SET EXERCISE:
Report all lines from the entries below in which "page" appears.

____ DATA TO PROCESS

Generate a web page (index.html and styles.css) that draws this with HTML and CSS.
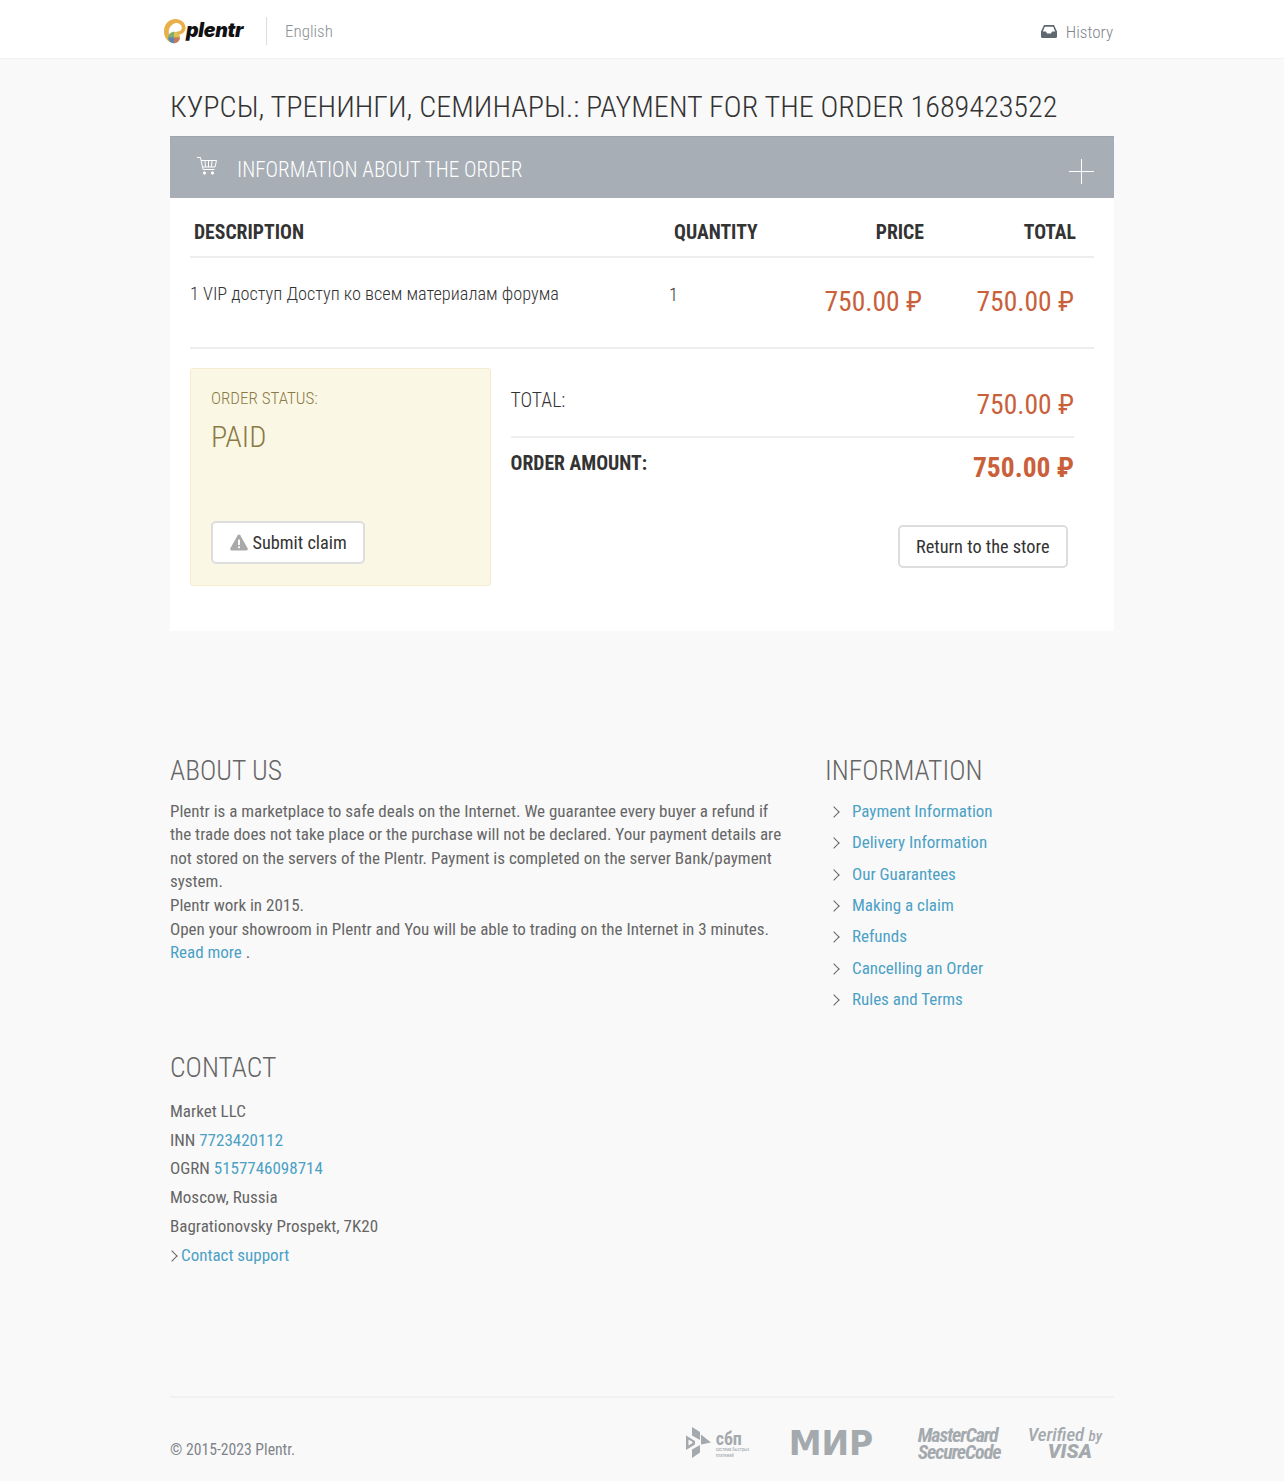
FILE: index.html
```html
<!DOCTYPE html>
<html lang="en">
<head>
    <meta charset="UTF-8">
    <meta name="viewport" content="width=device-width, initial-scale=1.0">
    <title>Plentr - Payment for the order</title>
    <link rel="stylesheet" href="styles.css">
</head>
<body>
    <header class="topbar">
        <div class="wrap topbar-in">
            <a class="logo" href="#">
                <svg class="logo-mark" width="22" height="25" viewBox="0 0 22 25">
                    <path d="M8 24C3 22 0 18 0 12.500 0 5 5 0 11.500 0 17 0 21.500 4 21.500 8.500c0 5-4.500 8-9.500 7l.8-3c3 .5 5-1.500 5-4 0-2.500-2.800-4.800-6-4.500C7.500 5.300 4.800 8.500 4.800 12.500c0 4 1 8 3.200 11.500z" fill="#e9b04a"/>
                    <circle cx="10" cy="18.500" r="5.800" fill="#7fae74"/>
                    <path d="M10 12.700a5.800 5.800 0 0 1 5.800 5.800H10z" fill="#e4c24f"/>
                    <path d="M4.200 18.500a5.800 5.800 0 0 0 5.800 5.800V18.500z" fill="#5d86b5"/>
                    <path d="M10 18.500h5.800a5.800 5.800 0 0 1-5.800 5.800z" fill="#c9785a"/>
                </svg>
                <span class="logo-text">plentr</span>
            </a>
            <a class="lang" href="#">English</a>
            <a class="history" href="#">
                <svg width="16" height="13" viewBox="0 0 16 13">
                    <path d="M3 0h10l3 6.500V11.500a1.500 1.500 0 0 1-1.500 1.500h-13A1.500 1.500 0 0 1 0 11.500V6.500z M3.800 1.800 1.900 6.500H5l1 2h4l1-2h3.100l-1.900-4.700z" fill="#5f6770" fill-rule="evenodd"/>
                </svg>
                History
            </a>
        </div>
    </header>

    <main class="wrap">
        <h1 class="page-title">КУРСЫ, ТРЕНИНГИ, СЕМИНАРЫ.: PAYMENT FOR THE ORDER 1689423522</h1>

        <section class="order">
            <div class="order-head">
                <svg class="cart" width="20" height="18" viewBox="0 0 20 18" fill="none" stroke="#fff" stroke-width="1">
                    <path d="M0 .5h3.500L6 12.500h11.500"/>
                    <path d="M4 3.500h15.500L18 10H5.500"/>
                    <path d="M8 3.500 8.500 10M11.500 3.500V10M15 3.500 14.500 10"/>
                    <circle cx="7.500" cy="16" r="1.200" fill="#fff"/>
                    <circle cx="15.500" cy="16" r="1.200" fill="#fff"/>
                </svg>
                <span class="order-head-title">INFORMATION ABOUT THE ORDER</span>
                <span class="plus"></span>
            </div>

            <div class="order-body">
                <div class="items items-head">
                    <div>DESCRIPTION</div>
                    <div>QUANTITY</div>
                    <div class="num">PRICE</div>
                    <div class="num">TOTAL</div>
                </div>
                <div class="items items-row">
                    <div>1 VIP доступ Доступ ко всем материалам форума</div>
                    <div class="qty">1</div>
                    <div class="num price">750.00 ₽</div>
                    <div class="num price">750.00 ₽</div>
                </div>

                <div class="summary">
                    <div class="status-box">
                        <div class="status-label">ORDER STATUS:</div>
                        <div class="status-value">PAID</div>
                        <a class="btn" href="#">
                            <svg width="18" height="17" viewBox="0 0 18 17">
                                <path d="M9 .5c.6 0 1 .3 1.300.8l7.300 13c.5.9 0 2.200-1.100 2.200H1.500C.4 16.500-.1 15.200.4 14.300L7.700 1.300C8 .8 8.400.5 9 .5z" fill="#a9a9a9"/>
                                <path d="M8.100 5.500h1.800v5.500H8.100zM8.100 12.300h1.800v2H8.100z" fill="#fff"/>
                            </svg>
                            Submit claim
                        </a>
                    </div>
                    <div class="totals">
                        <div class="total-line">
                            <span>TOTAL:</span>
                            <span class="price">750.00 ₽</span>
                        </div>
                        <div class="total-line total-line-strong">
                            <span>ORDER AMOUNT:</span>
                            <span class="price">750.00 ₽</span>
                        </div>
                        <div class="return-row">
                            <a class="btn" href="#">Return to the store</a>
                        </div>
                    </div>
                </div>
            </div>
        </section>

        <section class="info">
            <div class="about">
                <h3>ABOUT US</h3>
                <p>Plentr is a marketplace to safe deals on the Internet. We guarantee every buyer a refund if the trade does not take place or the purchase will not be declared. Your payment details are not stored on the servers of the Plentr. Payment is completed on the server Bank/payment system.<br>
                Plentr work in 2015.<br>
                Open your showroom in Plentr and You will be able to trading on the Internet in 3 minutes.<br>
                <a href="#">Read more</a> .</p>
            </div>
            <div class="links">
                <h3>INFORMATION</h3>
                <ul>
                    <li><a href="#">Payment Information</a></li>
                    <li><a href="#">Delivery Information</a></li>
                    <li><a href="#">Our Guarantees</a></li>
                    <li><a href="#">Making a claim</a></li>
                    <li><a href="#">Refunds</a></li>
                    <li><a href="#">Cancelling an Order</a></li>
                    <li><a href="#">Rules and Terms</a></li>
                </ul>
            </div>
        </section>

        <section class="contact">
            <h3>CONTACT</h3>
            <div>Market LLC</div>
            <div>INN <a href="#">7723420112</a></div>
            <div>OGRN <a href="#">5157746098714</a></div>
            <div>Moscow, Russia</div>
            <div>Bagrationovsky Prospekt, 7K20</div>
            <div class="support"><a href="#">Contact support</a></div>
        </section>

        <footer class="footer">
            <span class="copy">© 2015-2023 Plentr.</span>
            <div class="pay-logos">
                <div class="sbp">
                    <svg width="25" height="31" viewBox="0 0 25 31">
                        <path d="M6 0l8 5v8L6 8.500z M15 7.500 25 15.500l-10 2z M0 8.500l9 5.500v3.500L0 23zM2.500 12.500v6l4-2.600v-1zM6 22.500l8-4.500v7.500L6 31z" fill="#a4a9ae" fill-rule="evenodd"/>
                    </svg>
                    <div class="sbp-text">
                        <span class="sbp-name">сбп</span>
                        <span class="sbp-sub">система быстрых<br>платежей</span>
                    </div>
                </div>
                <div class="mir">МИР</div>
                <div class="securecode">MasterCard<br>SecureCode</div>
                <div class="visa"><span class="visa-top">Verified <small>by</small></span><span class="visa-name">VISA</span></div>
            </div>
        </footer>
    </main>
</body>
</html>
```

FILE: styles.css
```css
* { box-sizing: border-box; margin: 0; padding: 0; }
body { background: #f9f9f9; color: #333; font-family: 'Roboto Condensed', 'Roboto', sans-serif; font-stretch: 75%; font-size: 17px; height: 1481px; overflow: hidden; }
a { color: #4ba1c5; text-decoration: none; }
.wrap { width: 944px; margin: 0 auto; }

.topbar { background: #fff; height: 59px; border-bottom: 1px solid #f0f0f0; }
.topbar-in { display: flex; align-items: center; height: 58px; padding-top: 4px; }
.logo { display: flex; align-items: center; margin-left: -6px; width: 103px; height: 28px; border-right: 1px solid #ddd; }
.logo-mark { flex: none; }
.logo-text { font-family: 'Inter', sans-serif; font-stretch: normal; font-style: italic; font-weight: 900; font-size: 19.500px; color: #111; letter-spacing: -0.3px; margin-top: -3px; }
.lang { color: #8a8f94; font-weight: 300; font-size: 17px; margin-left: 18px; }
.history { margin-left: auto; color: #7f858b; font-weight: 300; font-size: 17px; display: flex; align-items: center; gap: 9px; margin-top: 1px; margin-right: 1px; }

.page-title { font-weight: 300; font-size: 30.200px; line-height: 38px; color: #333; padding-top: 29px; height: 77px; }

.order { background: #fff; height: 495px; }
.order-head { background: #a7aeb6; height: 62px; border-top: 1px solid #9ea5ad; display: flex; align-items: center; padding: 0 20px 0 27px; color: #fff; }
.cart { margin-top: -3px; }
.order-head-title { font-size: 21.150px; font-weight: 300; margin-left: 20px; flex: 1; margin-top: 4px; }
.plus { width: 25px; height: 25px; position: relative; margin-top: 8px; }
.plus::before, .plus::after { content: ""; position: absolute; background: #fff; }
.plus::before { left: 0; right: 0; top: 12px; height: 1px; }
.plus::after { top: 0; bottom: 0; left: 12px; width: 1px; }

.order-body { padding: 0 20px; }
.items { display: grid; grid-template-columns: 480px 110px 162px 152px; }
.num { text-align: right; padding-right: 20px; }
.items-head { font-weight: 700; font-size: 19.700px; height: 60px; align-items: center; border-bottom: 2px solid #eee; padding-top: 10px; }
.items-head > div:nth-child(-n+2) { padding-left: 4px; }
.items-head .num { padding-right: 18px; }
.items-row { height: 91px; border-bottom: 2px solid #eee; font-weight: 300; font-size: 18.300px; padding-top: 25px; }
.qty { margin: 1px 0 0 -1px; }
.price { color: #c9603a; font-size: 27.500px; font-weight: 400; line-height: 36px; }
.items-row .price { margin-top: 1px; }

.summary { display: flex; padding-top: 19px; }
.status-box { width: 301px; height: 218px; background: #faf7e4; border: 1px solid #f3ecd0; border-radius: 3px; padding: 19px 20px 20px; color: #8b7a45; display: flex; flex-direction: column; align-items: flex-start; }
.status-label { font-weight: 300; font-size: 17px; line-height: 20px; }
.status-value { font-weight: 300; font-size: 30.200px; line-height: 38px; margin-top: 10px; flex: 1; }
.status-box .btn { margin-bottom: 1px; }
.btn { display: inline-flex; align-items: center; gap: 5px; height: 43px; padding: 0 16.500px; background: #fff; border: 2px solid #ddd; border-radius: 5px; color: #333; font-size: 18.300px; font-weight: 400; }
.totals { flex: 1; margin: 0 20px 0 19.500px; }
.total-line { display: flex; justify-content: space-between; font-weight: 300; font-size: 19.700px; height: 70px; padding-top: 19px; border-bottom: 2px solid #eee; }
.total-line > :first-child { line-height: 28px; }
.total-line-strong { font-weight: 700; border-bottom: 0; height: 87px; padding-top: 12px; }
.total-line-strong .price { font-weight: 700; }
.return-row { display: flex; justify-content: flex-end; padding-right: 6px; }

.info { display: flex; padding-top: 123.300px; color: #666; height: 420px; }
h3 { font-weight: 300; font-size: 27.600px; line-height: 34px; color: #666; margin-bottom: 11.400px; }
.about { width: 655px; }
.about p { width: 620px; line-height: 23.600px; }
.links ul { list-style: none; padding-top: 0.400px; }
.links li { height: 31.300px; line-height: 23.600px; padding-left: 27px; position: relative; }
.links li::before, .support::before { content: ""; position: absolute; width: 7px; height: 7px; border-top: 1.500px solid #666; border-right: 1.500px solid #666; transform: rotate(45deg); }
.links li::before { left: 5px; top: 8px; }

.contact { color: #666; height: 345px; }
.contact h3 { margin-bottom: 14.800px; }
.contact > div { height: 28.800px; line-height: 23.600px; position: relative; }
.support { padding-left: 11px; }
.support::before { left: -2px; top: 8px; }

.footer { border-top: 2px solid #f1f1f1; height: 84px; display: flex; align-items: center; justify-content: space-between; color: #7f858b; font-size: 15.700px; }
.copy { margin-top: 21px; }
.pay-logos { display: flex; align-items: center; color: #a4a9ae; margin-top: 6px; padding-right: 12px; }
.sbp { display: flex; align-items: center; gap: 5px; width: 103px; }
.sbp-text { display: flex; flex-direction: column; margin-top: 5px; }
.sbp-name { font-weight: 700; font-size: 18px; line-height: 15px; }
.sbp-sub { font-size: 4.600px; line-height: 6px; margin-top: 1px; }
.mir { font-family: 'DejaVu Sans', sans-serif; font-stretch: normal; font-weight: 700; font-size: 33px; line-height: 30px; width: 129px; margin-top: 4px; }
.securecode { font-weight: 700; font-style: italic; font-size: 20px; line-height: 17.500px; letter-spacing: -1.050px; width: 110px; margin-top: 4px; }
.visa { display: flex; flex-direction: column; align-items: center; }
.visa-top { font-style: italic; font-weight: 500; font-size: 19px; line-height: 19px; }
.visa-top small { font-size: 15px; }
.visa-name { font-family: 'Roboto', sans-serif; font-stretch: normal; font-style: italic; font-weight: 900; font-size: 20px; line-height: 18px; padding-left: 10px; margin-top: -4px; }
```
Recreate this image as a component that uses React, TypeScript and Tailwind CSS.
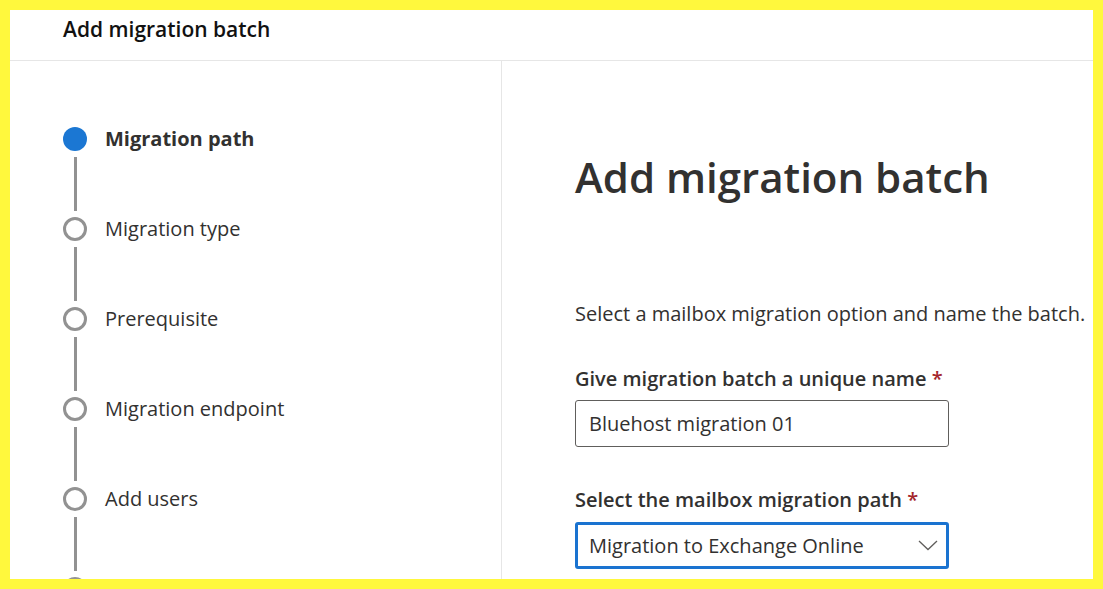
const steps = [
  { label: 'Migration path', active: true },
  { label: 'Migration type', active: false },
  { label: 'Prerequisite', active: false },
  { label: 'Migration endpoint', active: false },
  { label: 'Add users', active: false },
  { label: '', active: false },
];

function StepList() {
  return (
    <div className="flex flex-col pl-[53px] pt-[66px]">
      {steps.map((step, i) => (
        <div key={i} className="flex flex-col">
          <div className="flex items-center h-[24px]">
            {step.active ? (
              <div className="w-[24px] h-[24px] rounded-full bg-[#1b77d3] shrink-0" />
            ) : (
              <div className="w-[24px] h-[24px] rounded-full border-[3px] border-[#929292] bg-white shrink-0" />
            )}
            {step.label && (
              <span
                className={`ml-[18px] text-[20px] text-[#323130] whitespace-nowrap ${
                  step.active ? 'font-bold' : 'font-normal'
                }`}
              >
                {step.label}
              </span>
            )}
          </div>
          {i < steps.length - 1 && (
            <div className="w-[24px] flex justify-center py-[6px]">
              <div className="w-[3px] h-[54px] bg-[#929292]" />
            </div>
          )}
        </div>
      ))}
    </div>
  );
}

export default function App() {
  return (
    <div
      className="w-[1103px] h-[589px] bg-[#fff83d] p-[10px] overflow-hidden"
      style={{ fontFamily: '"Open Sans", "Noto Sans", sans-serif' }}
    >
      <div className="w-full h-full bg-white flex flex-col overflow-hidden">
        <header className="h-[51px] shrink-0 border-b border-[#e6e6e6] flex items-center pl-[53px] pb-[12px]">
          <h1 className="text-[21px] leading-[28px] font-semibold text-[#111]">Add migration batch</h1>
        </header>
        <div className="flex flex-1 min-h-0">
          <aside className="w-[492px] shrink-0 border-r border-[#e6e6e6] overflow-hidden">
            <StepList />
          </aside>
          <main className="flex-1 pl-[73px] pt-[88px] overflow-hidden">
            <h2 className="text-[42px] leading-[56px] font-semibold text-[#323130] whitespace-nowrap">
              Add migration batch
            </h2>
            <p className="mt-[96px] text-[20px] leading-[26px] text-[#323130] whitespace-nowrap">
              Select a mailbox migration option and name the batch.
            </p>
            <div className="mt-[39px] w-[374px]">
              <label className="block text-[20px] leading-[26px] font-semibold text-[#323130] whitespace-nowrap">
                Give migration batch a unique name <span className="text-[#a4262c]">*</span>
              </label>
              <div className="mt-[8px] h-[47px] border border-[#605e5c] rounded-[3px] flex items-center px-[13px]">
                <span className="text-[20px] text-[#323130]">Bluehost migration 01</span>
              </div>
            </div>
            <div className="mt-[40px] w-[374px]">
              <label className="block text-[20px] leading-[26px] font-semibold text-[#323130] whitespace-nowrap">
                Select the mailbox migration path <span className="text-[#a4262c]">*</span>
              </label>
              <div className="mt-[9px] h-[47px] border-[3px] border-[#1a73d0] rounded-[3px] flex items-center justify-between pl-[11px] pr-[8px]">
                <span className="text-[20px] text-[#323130]">Migration to Exchange Online</span>
                <svg width="20" height="11" viewBox="0 0 20 11" fill="none" className="shrink-0">
                  <polyline points="1,1 10,9.5 19,1" stroke="#605e5c" strokeWidth="1.3" />
                </svg>
              </div>
            </div>
          </main>
        </div>
      </div>
    </div>
  );
}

________

SOLUTION TO THIS TASK:
Generate a web page (index.html and styles.css) that draws this with HTML and CSS.
        <h1 class="page-title">КУРСЫ, ТРЕНИНГИ, СЕМИНАРЫ.: PAYMENT FOR THE ORDER 1689423522</h1>
.page-title { font-weight: 300; font-size: 30.200px; line-height: 38px; color: #333; padding-top: 29px; height: 77px; }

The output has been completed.